The design and study of new Li-ion full cells of LiCo2/3Ni1/6Mn1/6O2 positive electrode paired with MnSn2 and Li4Ti5O12 negative electrodes

We report evidence for the electrochemical performances of two Li-ion full cells, built up by the combination of LiCo2/3Ni1/6Mn1/6O2 cathode material with MnSn2 intermetallic and Li4Ti5O12 spinel as the anode materials, respectively. MnSn2 and Li4Ti5O12 electrode materials illustrate different working voltage versus the redox couple Li+/Li0 and different reaction mechanisms during lithium insertion/deinsertion cycles.

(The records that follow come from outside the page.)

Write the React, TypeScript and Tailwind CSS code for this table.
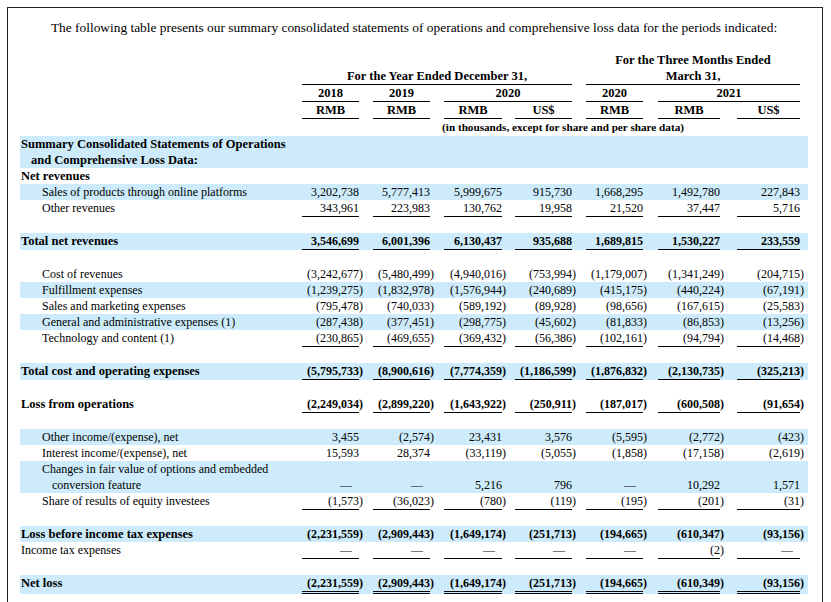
import React from "react";

type Row = {
  label?: string;
  indent?: "l0" | "l1" | "lh" | "l2";
  bold?: boolean;
  shade?: boolean;
  vals?: string[];
  ul?: "single" | "double";
  blank?: boolean;
};

const cols = [
  "w-[57px]",
  "ml-[14px] w-[57px]",
  "ml-[14px] w-[58px]",
  "ml-[13px] w-[57px]",
  "ml-[14px] w-[57px]",
  "ml-[15px] w-[62px]",
  "ml-[17px] w-[63px]",
];

const indentCls: Record<string, string> = {
  l0: "pl-[1px]",
  lh: "pl-[11px]",
  l1: "pl-[22px]",
  l2: "pl-[32px]",
};

const rows: Row[] = [
  { label: "Summary Consolidated Statements of Operations", indent: "l0", bold: true, shade: true },
  { label: "and Comprehensive Loss Data:", indent: "lh", bold: true, shade: true },
  { label: "Net revenues", indent: "l0", bold: true },
  {
    label: "Sales of products through online platforms",
    indent: "l1",
    shade: true,
    vals: ["3,202,738", "5,777,413", "5,999,675", "915,730", "1,668,295", "1,492,780", "227,843"],
  },
  {
    label: "Other revenues",
    indent: "l1",
    ul: "single",
    vals: ["343,961", "223,983", "130,762", "19,958", "21,520", "37,447", "5,716"],
  },
  { blank: true },
  {
    label: "Total net revenues",
    indent: "l0",
    bold: true,
    shade: true,
    ul: "single",
    vals: ["3,546,699", "6,001,396", "6,130,437", "935,688", "1,689,815", "1,530,227", "233,559"],
  },
  { blank: true },
  {
    label: "Cost of revenues",
    indent: "l1",
    vals: ["(3,242,677)", "(5,480,499)", "(4,940,016)", "(753,994)", "(1,179,007)", "(1,341,249)", "(204,715)"],
  },
  {
    label: "Fulfillment expenses",
    indent: "l1",
    shade: true,
    vals: ["(1,239,275)", "(1,832,978)", "(1,576,944)", "(240,689)", "(415,175)", "(440,224)", "(67,191)"],
  },
  {
    label: "Sales and marketing expenses",
    indent: "l1",
    vals: ["(795,478)", "(740,033)", "(589,192)", "(89,928)", "(98,656)", "(167,615)", "(25,583)"],
  },
  {
    label: "General and administrative expenses (1)",
    indent: "l1",
    shade: true,
    vals: ["(287,438)", "(377,451)", "(298,775)", "(45,602)", "(81,833)", "(86,853)", "(13,256)"],
  },
  {
    label: "Technology and content (1)",
    indent: "l1",
    ul: "single",
    vals: ["(230,865)", "(469,655)", "(369,432)", "(56,386)", "(102,161)", "(94,794)", "(14,468)"],
  },
  { blank: true },
  {
    label: "Total cost and operating expenses",
    indent: "l0",
    bold: true,
    shade: true,
    ul: "single",
    vals: ["(5,795,733)", "(8,900,616)", "(7,774,359)", "(1,186,599)", "(1,876,832)", "(2,130,735)", "(325,213)"],
  },
  { blank: true },
  {
    label: "Loss from operations",
    indent: "l0",
    bold: true,
    ul: "single",
    vals: ["(2,249,034)", "(2,899,220)", "(1,643,922)", "(250,911)", "(187,017)", "(600,508)", "(91,654)"],
  },
  { blank: true },
  {
    label: "Other income/(expense), net",
    indent: "l1",
    shade: true,
    vals: ["3,455", "(2,574)", "23,431", "3,576", "(5,595)", "(2,772)", "(423)"],
  },
  {
    label: "Interest income/(expense), net",
    indent: "l1",
    vals: ["15,593", "28,374", "(33,119)", "(5,055)", "(1,858)", "(17,158)", "(2,619)"],
  },
  { label: "Changes in fair value of options and embedded", indent: "l1", shade: true },
  {
    label: "conversion feature",
    indent: "l2",
    shade: true,
    vals: ["—", "—", "5,216", "796", "—", "10,292", "1,571"],
  },
  {
    label: "Share of results of equity investees",
    indent: "l1",
    ul: "single",
    vals: ["(1,573)", "(36,023)", "(780)", "(119)", "(195)", "(201)", "(31)"],
  },
  { blank: true },
  {
    label: "Loss before income tax expenses",
    indent: "l0",
    bold: true,
    shade: true,
    vals: ["(2,231,559)", "(2,909,443)", "(1,649,174)", "(251,713)", "(194,665)", "(610,347)", "(93,156)"],
  },
  {
    label: "Income tax expenses",
    indent: "l0",
    ul: "single",
    vals: ["—", "—", "—", "—", "—", "(2)", "—"],
  },
  { blank: true },
  {
    label: "Net loss",
    indent: "l0",
    bold: true,
    shade: true,
    ul: "double",
    vals: ["(2,231,559)", "(2,909,443)", "(1,649,174)", "(251,713)", "(194,665)", "(610,349)", "(93,156)"],
  },
];

function Num({ v }: { v: string }) {
  if (v === "—") return <span className="pr-[7px]">—</span>;
  if (v.endsWith(")")) {
    return (
      <>
        <span>{v.slice(0, -1)}</span>
        <span className="inline-block w-0 text-left">)</span>
      </>
    );
  }
  return <span>{v}</span>;
}

function BodyRow({ r }: { r: Row }) {
  if (r.blank) return <div className="h-[16px]" />;
  const ulCls =
    r.ul === "single"
      ? "border-b border-black"
      : r.ul === "double"
      ? "border-b-[3px] border-double border-black"
      : "";
  return (
    <div className={`flex items-start ${r.shade ? "bg-[#cdebfa]" : ""} ${r.bold ? "font-bold" : ""}`}>
      <div
        className={`w-[282px] shrink-0 whitespace-nowrap leading-[16px] ${r.bold ? "text-[12.5px]" : ""} ${indentCls[r.indent || "l0"]}`}
      >
        {r.label}
      </div>
      {r.vals &&
        r.vals.map((v, i) => (
          <div key={i} className={`${cols[i]} shrink-0 text-right leading-[16px] whitespace-nowrap ${ulCls}`}>
            <Num v={v} />
          </div>
        ))}
    </div>
  );
}

export default function App() {
  return (
    <div className="w-[831px] h-[602px] overflow-hidden bg-white pt-[7px] pl-[7px] text-black font-['Liberation_Serif','Times_New_Roman',serif]">
      <div className="w-[816px] h-[640px] border border-[#222] pt-[12px] pl-[12px] pr-[14px]">
        <p className="text-[13.4px] leading-[16px] text-center whitespace-nowrap">
          The following table presents our summary consolidated statements of operations and comprehensive loss data for the periods indicated:
        </p>
        <div className="mt-[16px] text-[12px]">
          {/* header */}
          <div className="font-bold text-[12.5px]">
            <div className="flex">
              <div className="w-[282px] shrink-0" />
              <div className="w-[270px] shrink-0" />
              <div className="ml-[14px] w-[214px] shrink-0 text-center leading-[16px]">For the Three Months Ended</div>
            </div>
            <div className="flex">
              <div className="w-[282px] shrink-0" />
              <div className="w-[270px] shrink-0 text-center leading-[16px] border-b border-black">
                For the Year Ended December 31,
              </div>
              <div className="ml-[14px] w-[214px] shrink-0 text-center leading-[16px] border-b border-black">
                March 31,
              </div>
            </div>
            <div className="flex">
              <div className="w-[282px] shrink-0" />
              <div className="w-[57px] shrink-0 text-center leading-[16px] border-b border-black">2018</div>
              <div className="ml-[14px] w-[57px] shrink-0 text-center leading-[16px] border-b border-black">2019</div>
              <div className="ml-[14px] w-[128px] shrink-0 text-center leading-[16px] border-b border-black">2020</div>
              <div className="ml-[14px] w-[57px] shrink-0 text-center leading-[16px] border-b border-black">2020</div>
              <div className="ml-[15px] w-[142px] shrink-0 text-center leading-[16px] border-b border-black">2021</div>
            </div>
            <div className="flex">
              <div className="w-[282px] shrink-0" />
              {["RMB", "RMB", "RMB", "US$", "RMB", "RMB", "US$"].map((t, i) => (
                <div key={i} className={`${cols[i]} shrink-0 text-center leading-[16px] border-b border-black`}>
                  {t}
                </div>
              ))}
            </div>
            <div className="flex">
              <div className="w-[282px] shrink-0" />
              <div className="w-[498px] shrink-0 pl-[24px] text-center text-[11.2px] leading-[16px] whitespace-nowrap">
                (in thousands, except for share and per share data)
              </div>
            </div>
          </div>
          <div className="h-px" />
          {/* body */}
          {rows.map((r, i) => (
            <BodyRow key={i} r={r} />
          ))}
        </div>
      </div>
    </div>
  );
}
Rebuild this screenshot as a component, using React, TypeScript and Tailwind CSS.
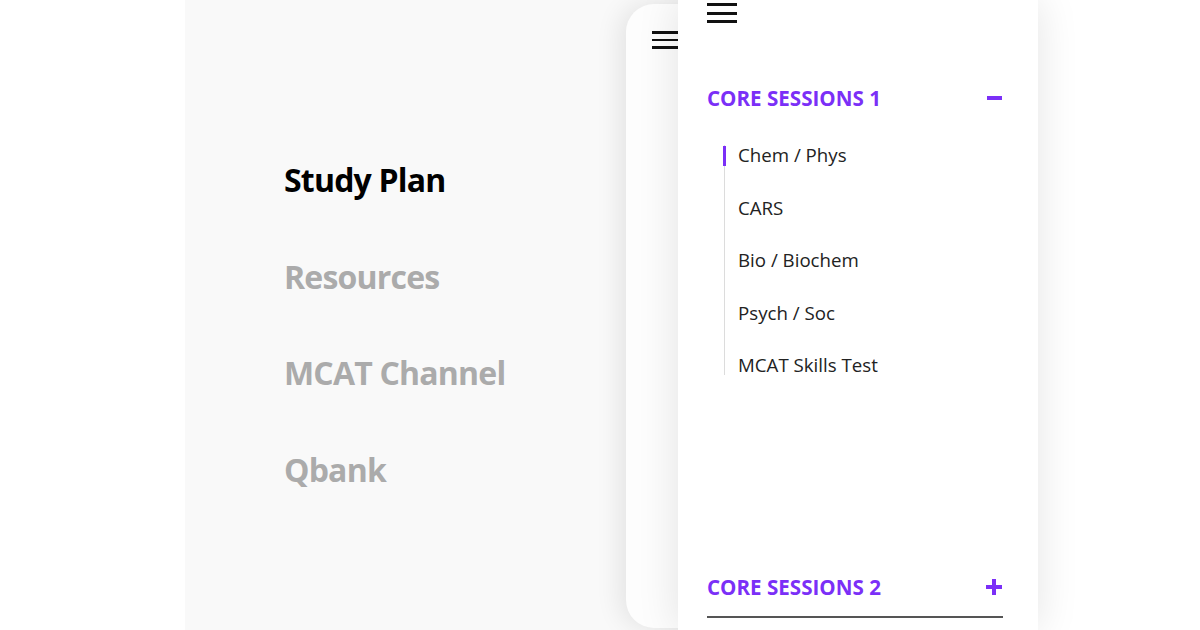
import React from "react";

const PURPLE = "#7b2ff7";

function Burger({ w, gap, thick }: { w: number; gap: number; thick: number }) {
  return (
    <div className="flex flex-col" style={{ width: w, gap }}>
      <div className="bg-[#111]" style={{ height: thick }} />
      <div className="bg-[#111]" style={{ height: thick }} />
      <div className="bg-[#111]" style={{ height: thick }} />
    </div>
  );
}

export default function App() {
  const items = ["Chem / Phys", "CARS", "Bio / Biochem", "Psych / Soc", "MCAT Skills Test"];
  return (
    <div
      className="w-[1200px] h-[630px] bg-white flex overflow-hidden"
      style={{ fontFamily: '"Open Sans", "Noto Sans", sans-serif' }}
    >
      <div className="w-[185px] shrink-0" />
      <div className="w-[853px] h-[630px] bg-[#f9f9f9] relative shrink-0">
        <nav className="flex flex-col pt-[156px] pl-[99px] gap-[48.5px]">
          <div className="text-[32px] leading-[48px] font-bold tracking-[-0.8px] text-black">Study Plan</div>
          <div className="text-[32px] leading-[48px] font-bold tracking-[-0.8px] text-[#ababab]">Resources</div>
          <div className="text-[32px] leading-[48px] font-bold tracking-[-0.8px] text-[#ababab]">MCAT Channel</div>
          <div className="text-[32px] leading-[48px] font-bold tracking-[-0.8px] text-[#ababab]">Qbank</div>
        </nav>

        {/* back card */}
        <div className="absolute left-[441px] top-[4px] w-[300px] h-[624px] bg-[#fdfdfd] rounded-[28px] shadow-[-6px_0_26px_rgba(0,0,0,0.09)] pt-[27px] pl-[26px]">
          <Burger w={28} gap={5} thick={2.5} />
        </div>

        {/* front card */}
        <div className="absolute left-[493px] top-0 w-[360px] h-[630px] bg-white shadow-[0_0_40px_rgba(0,0,0,0.11)] flex flex-col pl-[29px] pr-[35px] pb-[12px]">
          <div className="pt-[3px]">
            <Burger w={30} gap={5.5} thick={3} />
          </div>
          <div className="mt-[61px] flex items-center justify-between">
            <span
              className="text-[20.6px] leading-[28px] font-bold"
              style={{ color: PURPLE }}
            >
              CORE SESSIONS 1
            </span>
            <span className="w-[15px] h-[3.5px] mr-[1px]" style={{ backgroundColor: PURPLE }} />
          </div>
          <div className="mt-[33px] ml-[17px] relative border-l border-[#dcdcdc] flex flex-col gap-[32.5px]">
            <span
              className="absolute left-[-2px] top-[1px] w-[3px] h-[20px]"
              style={{ backgroundColor: PURPLE }}
            />
            {items.map((t) => (
              <div key={t} className="pl-[13px] text-[18.7px] leading-[20px] text-[#222]">
                {t}
              </div>
            ))}
          </div>
          <div className="mt-auto flex items-center justify-between pb-[15px] border-b-2 border-[#555]">
            <span
              className="text-[20.6px] leading-[28px] font-bold"
              style={{ color: PURPLE }}
            >
              CORE SESSIONS 2
            </span>
            <span className="relative w-[16px] h-[16px] mr-[1px]">
              <span
                className="absolute left-0 top-[6.25px] w-[16px] h-[3.5px]"
                style={{ backgroundColor: PURPLE }}
              />
              <span
                className="absolute top-0 left-[6.25px] w-[3.5px] h-[16px]"
                style={{ backgroundColor: PURPLE }}
              />
            </span>
          </div>
        </div>
      </div>
    </div>
  );
}
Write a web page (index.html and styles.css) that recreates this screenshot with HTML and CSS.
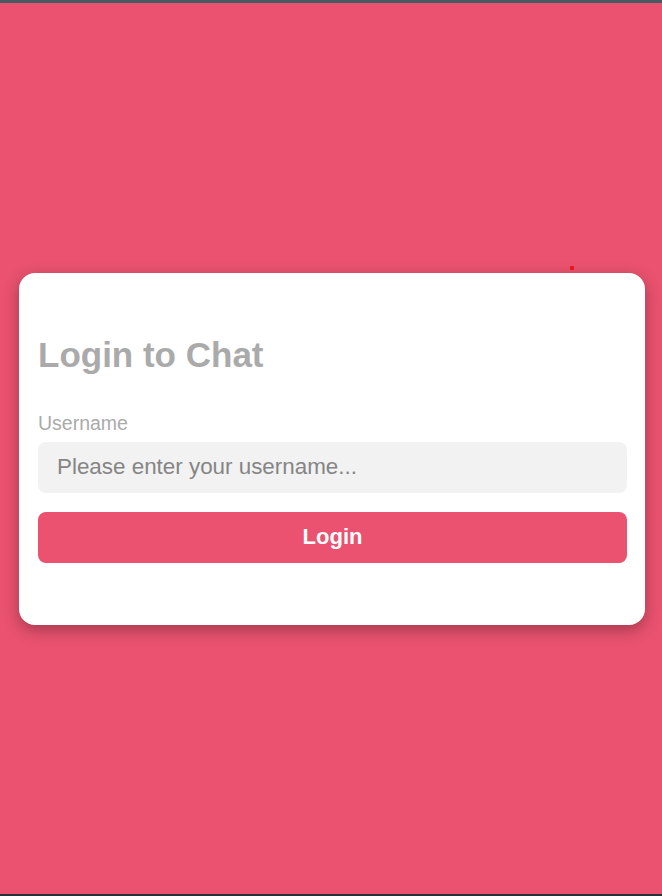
FILE: index.html
```html
<!DOCTYPE html>
<html lang="en">
  <head>
    <meta charset="UTF-8" />
    <meta name="viewport" content="width=device-width, initial-scale=1.0" />
    <title>Login to Chat</title>
    <link rel="stylesheet" href="styles.css">
  </head>
  <body>
    <div class="page">
      <div class="login-card">
        <span class="dot"></span>
        <h2 class="title">Login to Chat</h2>
        <form class="login-form" onsubmit="return false;">
          <label class="label" for="username">Username</label>
          <input
            class="input"
            id="username"
            type="text"
            placeholder="Please enter your username..." />
          <button class="btn" type="submit">Login</button>
        </form>
      </div>
    </div>
  </body>
</html>
```

FILE: styles.css
```css
* {
  box-sizing: border-box;
}

html,
body {
  margin: 0;
  height: 100%;
}

body {
  background-color: #ea526f;
  border-top: 3px solid #455a64;
  border-bottom: 2px solid #263238;
  font-family: "Liberation Sans", Arial, Helvetica, sans-serif;
}

.page {
  height: 100%;
  display: flex;
  align-items: center;
}

.login-card {
  position: relative;
  width: 626px;
  margin-left: 19px;
  padding: 62px 18px 62px 19px;
  background-color: white;
  border-radius: 16px;
  box-shadow: 0 5px 16px rgba(0, 0, 0, 0.3);
}

.dot {
  display: block;
  position: absolute;
  top: -7px;
  right: 71px;
  width: 4px;
  height: 4px;
  border-radius: 1px;
  background-color: #e8141a;
}

.title {
  margin: 0 0 37px;
  font-size: 35px;
  font-weight: bold;
  color: #aaaaaa;
}

.login-form {
  display: flex;
  flex-direction: column;
}

.label {
  font-size: 19.5px;
  color: #aaaaaa;
  margin-bottom: 7px;
}

.input {
  height: 51px;
  padding: 0 19px;
  border: none;
  border-radius: 8px;
  background-color: #f2f2f2;
  font-family: inherit;
  font-size: 22.4px;
  color: #555;
  outline: none;
}

.input::placeholder {
  color: #858585;
}

.btn {
  height: 51px;
  margin-top: 19px;
  border: none;
  border-radius: 8px;
  background-color: #ea526f;
  color: white;
  font-family: inherit;
  font-size: 22px;
  font-weight: bold;
  cursor: pointer;
}
```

The structure, morphological characteristics and the electrochemical properties of the studied materials were investigated by X-ray diffraction (XRD), scanning electron microscopy (SEM) and electrochemical techniques. The two full-cell configurations showed different electrochemical behaviors. The MnSn2//LiCo2/3Ni1/6Mn1/6O2 configuration exhibits high working voltage (~ 3.5 V) and specific capacity (~ 200 mAh/gcathode) but suffers from high irreversible capacity loss during the first cycles and capacity fading during cycling. The Li4Ti5O12//LiCo2/3Ni1/6Mn1/6O2 cell demonstrated excellent cycling properties at different C-rates with 100% capacity retention after 150 cycles at 1 C. Although the working voltage (~ 2.2 V) and the specific capacity (~ 140 mAh/gcathode) are lower than those of the MnSn2//LiCo2/3Ni1/6Mn1/6O2 configuration, the other measured electrochemical properties suggest that the Li4Ti5O12//LiCo2/3Ni1/6Mn1/6O2 full cell is a potential candidate for battery application due to its excellent cycling performance and improved safety.